In fact, from there you might realise some of the limitations of k-Means:
Necessary to pick the number of clusters (k). How do we know what number to pick? We may sometimes imagine our own clusters.
The starting points of the centroids may affect the eventual results - different clusters are defined!
k-Means is sensitive to outliers - it may greatly skew the centroid. The centroid can be likened to the common ‘Mean’ (average) that we know, and the medoid to the ‘Median’.
Though there are limitations, people still use k-Means because it is simple and computationally efficient, and it is intuitive to understand. In that case, how do we best use k-Means?
1) Always visualise your data if possible. This may improve your choice of k before you start, and check that the classifications actually make sense after you are done!
2) Use metrics to check:
- Inertia: sum of squared errors for each cluster (low inertia = dense cluster)
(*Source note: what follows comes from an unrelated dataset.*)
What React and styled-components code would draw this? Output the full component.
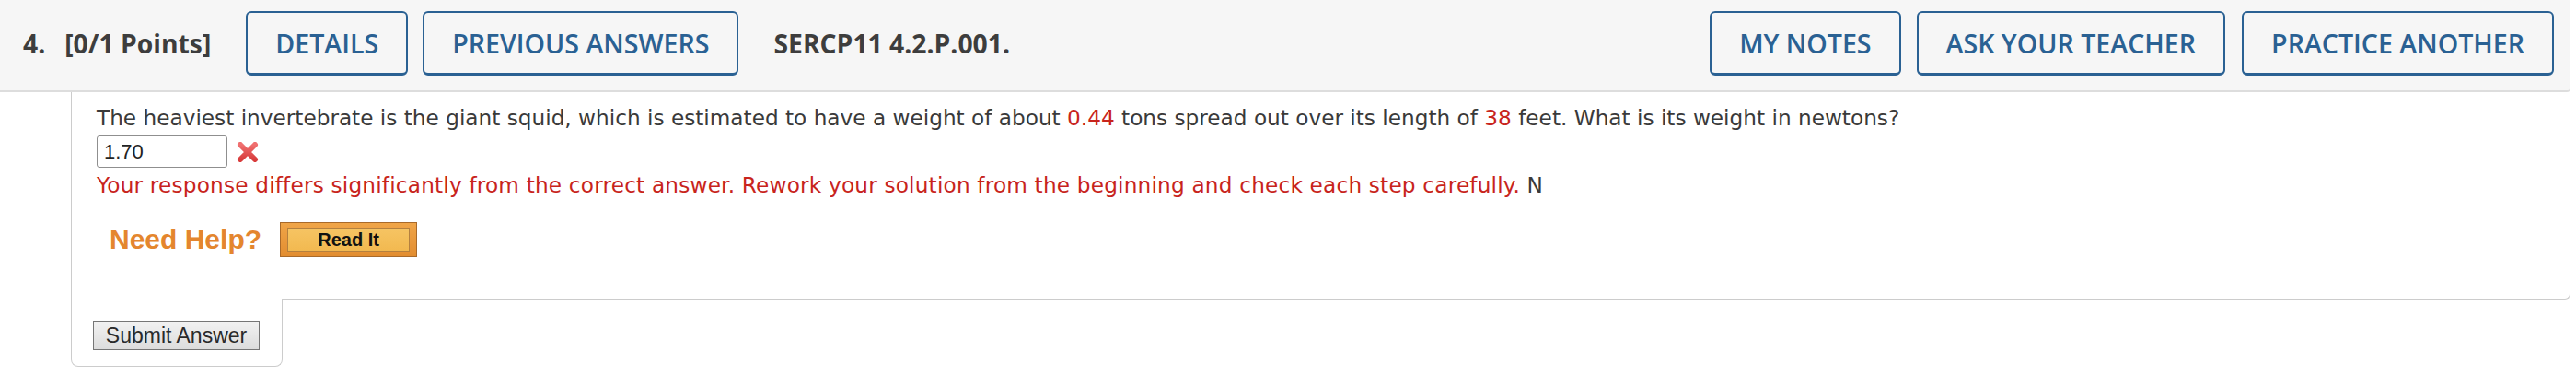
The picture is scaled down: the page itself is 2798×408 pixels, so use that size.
import React from "react";
import styled, { createGlobalStyle } from "styled-components";

const Global = createGlobalStyle`
  html, body { margin: 0; padding: 0; background: #ffffff; }
  body { font-family: "DejaVu Sans", Verdana, sans-serif; }
`;

const Page = styled.div`
  width: 2798px;
`;

const Header = styled.div`
  box-sizing: border-box;
  width: 2792px;
  height: 100px;
  display: flex;
  align-items: flex-start;
  padding: 12px 17px 0 25px;
  background: #f6f6f6;
  border-right: 1px solid #dedede;
  border-bottom: 2px solid #dddddd;
  border-bottom-right-radius: 4px;
  font-family: "Open Sans", sans-serif;
`;

const HeadText = styled.span`
  height: 70px;
  display: flex;
  align-items: center;
  font-size: 28.3px;
  font-weight: 700;
  color: #3d3d3d;
  margin-right: ${(p) => p.$gap || 0}px;
  white-space: nowrap;
`;

const OutlineButton = styled.button`
  box-sizing: border-box;
  height: 70px;
  padding: 0 30px;
  margin-right: ${(p) => p.$gap || 0}px;
  border: 2px solid #2a6193;
  border-bottom-width: 3px;
  border-radius: 6px;
  background: transparent;
  color: #2a6193;
  font-family: "Open Sans", sans-serif;
  font-size: 28.6px;
  font-weight: 600;
  white-space: nowrap;
  display: flex;
  align-items: center;
  justify-content: center;
`;

const Spacer = styled.div`
  flex: 1;
`;

const Body = styled.div`
  margin-left: 77px;
  width: 2715px;
  display: flex;
  flex-direction: column;
  align-items: flex-start;
`;

const Panel = styled.div`
  box-sizing: border-box;
  width: 100%;
  padding: 15px 26px 45px 27px;
  border: 1px solid #cccccc;
  border-top: none;
  border-bottom-right-radius: 6px;
  color: #3a3a3a;
  font-family: "DejaVu Sans", Verdana, sans-serif;
  font-size: 23.2px;
  line-height: 26px;
`;

const Line = styled.div`
  color: ${(p) => (p.$error ? "#c8241c" : "#3a3a3a")};
  letter-spacing: ${(p) => (p.$error ? "0.19px" : "0")};
  white-space: nowrap;
`;

const Num = styled.span`
  color: #c8241c;
`;

const Tail = styled.span`
  color: #3a3a3a;
`;

const AnswerRow = styled.div`
  display: flex;
  align-items: center;
  gap: 10px;
  margin: 6px 0 6px 0;
`;

const AnswerInput = styled.div`
  box-sizing: border-box;
  width: 142px;
  height: 35px;
  padding: 0 7px;
  border: 1px solid #8f8f8f;
  border-radius: 3px;
  display: flex;
  align-items: center;
  font-family: "Liberation Sans", Arial, sans-serif;
  font-size: 22px;
  color: #222222;
  background: #ffffff;
`;

const HelpRow = styled.div`
  display: flex;
  align-items: center;
  margin-top: 27px;
  padding-left: 14px;
  gap: 20px;
`;

const NeedHelp = styled.span`
  font-family: "Liberation Sans", Arial, sans-serif;
  font-weight: 700;
  font-size: 30px;
  color: #e4862e;
  line-height: 38px;
`;

const ReadItOuter = styled.div`
  box-sizing: border-box;
  width: 149px;
  height: 38px;
  padding: 5px 7px;
  border: 1px solid #a96a2a;
  background: linear-gradient(#f0a548, #e28d30);
  display: flex;
`;

const ReadItInner = styled.div`
  flex: 1;
  border: 1px solid #b4803f;
  background: linear-gradient(#f6c463, #f2b950);
  display: flex;
  align-items: center;
  justify-content: center;
  font-family: "Liberation Sans", Arial, sans-serif;
  font-weight: 700;
  font-size: 20px;
  color: #111111;
`;

const SubmitTab = styled.div`
  box-sizing: border-box;
  width: 230px;
  margin-top: -1px;
  padding: 24px 24px 17px 23px;
  background: #ffffff;
  border: 1px solid #cccccc;
  border-top: none;
  border-radius: 0 0 8px 8px;
`;

const SubmitButton = styled.button`
  box-sizing: border-box;
  width: 181px;
  height: 32px;
  padding: 0;
  border: 1px solid #767676;
  background: linear-gradient(#f2f2f2, #dcdcdc);
  font-family: "Liberation Sans", Arial, sans-serif;
  font-size: 23px;
  color: #2a2a2a;
  display: flex;
  align-items: center;
  justify-content: center;
`;

const WrongMark = () => (
  <svg width="24" height="22" viewBox="0 0 24 22">
    <defs>
      <linearGradient id="xg" x1="0" y1="0" x2="0" y2="1">
        <stop offset="0" stopColor="#f07070" />
        <stop offset="1" stopColor="#d83c3c" />
      </linearGradient>
    </defs>
    <path
      d="M4 3 L20 19 M20 3 L4 19"
      stroke="url(#xg)"
      strokeWidth="6"
      strokeLinecap="round"
      fill="none"
    />
  </svg>
);

export default function App() {
  return (
    <Page>
      <Global />
      <Header>
        <HeadText $gap={21}>4.</HeadText>
        <HeadText $gap={38}>[0/1 Points]</HeadText>
        <OutlineButton $gap={16}>DETAILS</OutlineButton>
        <OutlineButton $gap={38}>PREVIOUS ANSWERS</OutlineButton>
        <HeadText>SERCP11 4.2.P.001.</HeadText>
        <Spacer />
        <OutlineButton $gap={17}>MY NOTES</OutlineButton>
        <OutlineButton $gap={18}>ASK YOUR TEACHER</OutlineButton>
        <OutlineButton>PRACTICE ANOTHER</OutlineButton>
      </Header>
      <Body>
        <Panel>
          <Line>
            The heaviest invertebrate is the giant squid, which is estimated to
            have a weight of about <Num>0.44</Num> tons spread out over its
            length of <Num>38</Num> feet. What is its weight in newtons?
          </Line>
          <AnswerRow>
            <AnswerInput>1.70</AnswerInput>
            <WrongMark />
          </AnswerRow>
          <Line $error>
            Your response differs significantly from the correct answer. Rework
            your solution from the beginning and check each step carefully.{" "}
            <Tail>N</Tail>
          </Line>
          <HelpRow>
            <NeedHelp>Need Help?</NeedHelp>
            <ReadItOuter>
              <ReadItInner>Read It</ReadItInner>
            </ReadItOuter>
          </HelpRow>
        </Panel>
        <SubmitTab>
          <SubmitButton>Submit Answer</SubmitButton>
        </SubmitTab>
      </Body>
    </Page>
  );
}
- Silhouette Coefficient: measure of how close the data points are to their own cluster, than to their nearest neighbour (you want to be close to your own cluster, and far from your neighbours!). Ranges from -1 to 1: the closer the number is to 1, the better it is (the closer it is to its own cluster, and further from other clusters).
3) Check out alternative methods; there are many other methods out there to perform clustering - as a brief overview see the below, or check out this slideshow:
Partitional - k-Means, k-Medoids: divide into k-partitions, repartition to get better clustering. k-Medoids is less sensitive to outliers as compared to k-Means.
Hierarchical - Agglomerative, Divisive: bottom up - each point starts as its own cluster, and merges into pairs and bigger clusters as it moves up; top down - all point start in one cluster, and divides into smaller clusters progressively. Good in that it does not require the number of clusters to be defined at the start - decide only after the dendogram is produced.
Density-Based - DBSCAN): start randomly from one point and continue to grow a cluster as long as the density of the cluster exceeds a threshold. Here is a cool, interactive visualisation of DBSCAN in action. DBSCAN is good for non-linearly separable clusters.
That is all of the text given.